Digging a “greywater hole” at a developed campsite
A hole does not solve the issue of concentrated food residue, and digging can damage the site. Developed campgrounds usually have a preferred disposal system; use it or ask staff.
Letting a wash basin sit overnight
Standing dishwater can attract insects and animals, spill in the wind, and become considerably less pleasant by morning. Finish the job after supper while the correct disposal option is still easy to reach.
Using too much water to rinse
Rinsing under a running tap can quickly turn a manageable litre or two into a large bucket of wastewater. A small rinse basin gives you more control and is often just as effective.
Pack a compact greywater kit
A simple kit makes good habits easier, whether you are in a tent, trailer, or backcountry camp:
- Two lightweight wash basins or collapsible buckets
- A lidded bucket or leak-resistant container for transport where needed
- Sink strainer or fine mesh screen for catching food particles
- Small scraper or flexible spatula
- Biodegradable dish soap used sparingly
- Quick-drying dish cloth and scrubber
- Sealable bags or container for food scraps and greasy wipes
- A dedicated towel for drying dishes and basins
For RV travel, add spare sink strainers, a suitable sewer hose and fittings, disposable gloves, and cleaning supplies appropriate for the dump station.

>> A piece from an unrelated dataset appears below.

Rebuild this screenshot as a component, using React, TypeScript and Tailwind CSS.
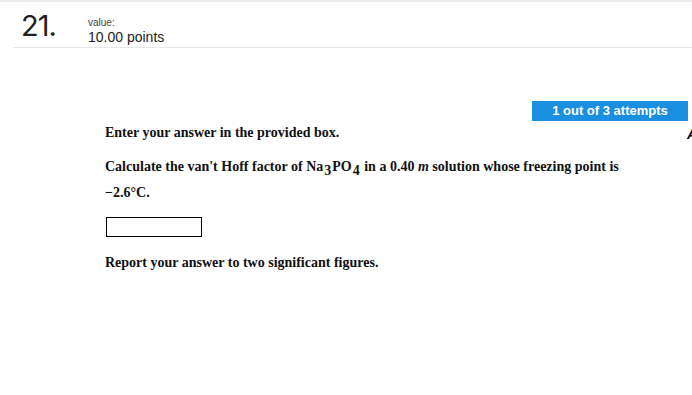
export default function App() {
  return (
    <div className="w-[692px] h-[395px] bg-white overflow-hidden relative">
      <div className="h-[2px] bg-[#ececec]" />
      <div className="ml-[13px] flex items-start h-[46px] border-b border-[#e6e6e6]">
        <div className="w-[75px] pl-[8px] pt-[9px] text-[29px] leading-[30px] text-[#222] font-['Inter',sans-serif] tracking-[-1px]">
          21.
        </div>
        <div className="pt-[15px] font-['Liberation_Sans',sans-serif] text-[#222]">
          <div className="text-[10px] leading-[12px] text-[#444]">value:</div>
          <div className="text-[14px] leading-[16px]">10.00 points</div>
        </div>
      </div>

      <div className="pt-[53px] flex justify-end pr-[4px]">
        <div className="w-[156px] h-[20px] bg-[#1a8fe0] text-white font-['Liberation_Sans',sans-serif] font-bold text-[13px] leading-[20px] text-center">
          1 out of 3 attempts
        </div>
      </div>
      <div className="absolute left-[687px] top-[124px] font-['Liberation_Sans',sans-serif] font-bold italic text-[14px] text-black">
        A
      </div>

      <div className="pl-[105px] pt-[2px] font-['Liberation_Serif',serif] font-bold text-[14px] text-[#111]">
        <p className="leading-[20px]">Enter your answer in the provided box.</p>
        <p className="mt-[14px] leading-[20px]">
          Calculate the van't Hoff factor of Na
          <span className="relative top-[4px] ml-[1px] mr-[1px] text-[14px] leading-none">3</span>PO
          <span className="relative top-[4px] ml-[1px] mr-[1px] text-[14px] leading-none">4</span> in a 0.40{" "}
          <i>m</i> solution whose freezing point is
        </p>
        <p className="mt-[6px] leading-[20px]">&minus;2.6°C.</p>
        <div className="mt-[14px] ml-[1px] w-[96px] h-[20px] border border-black" />
        <p className="mt-[16px] leading-[20px]">Report your answer to two significant figures.</p>
      </div>
    </div>
  );
}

Keep these items separate from food-preparation gear.
Make a disposal plan before the first meal
When you arrive, identify the campground’s approved water source and wastewater location. Set your basins near the cooking area but away from the edge of the tent pad, and decide where food scraps will go. If you are in the backcountry, review the route or park rules before setting up a wash station.
After each meal, scrape solids into the garbage, wash with minimal water, dispose of the water by the permitted method, and secure scented gear for the night. This short routine keeps your campsite cleaner, reduces wildlife attractants, and helps the next campers find the site in good condition.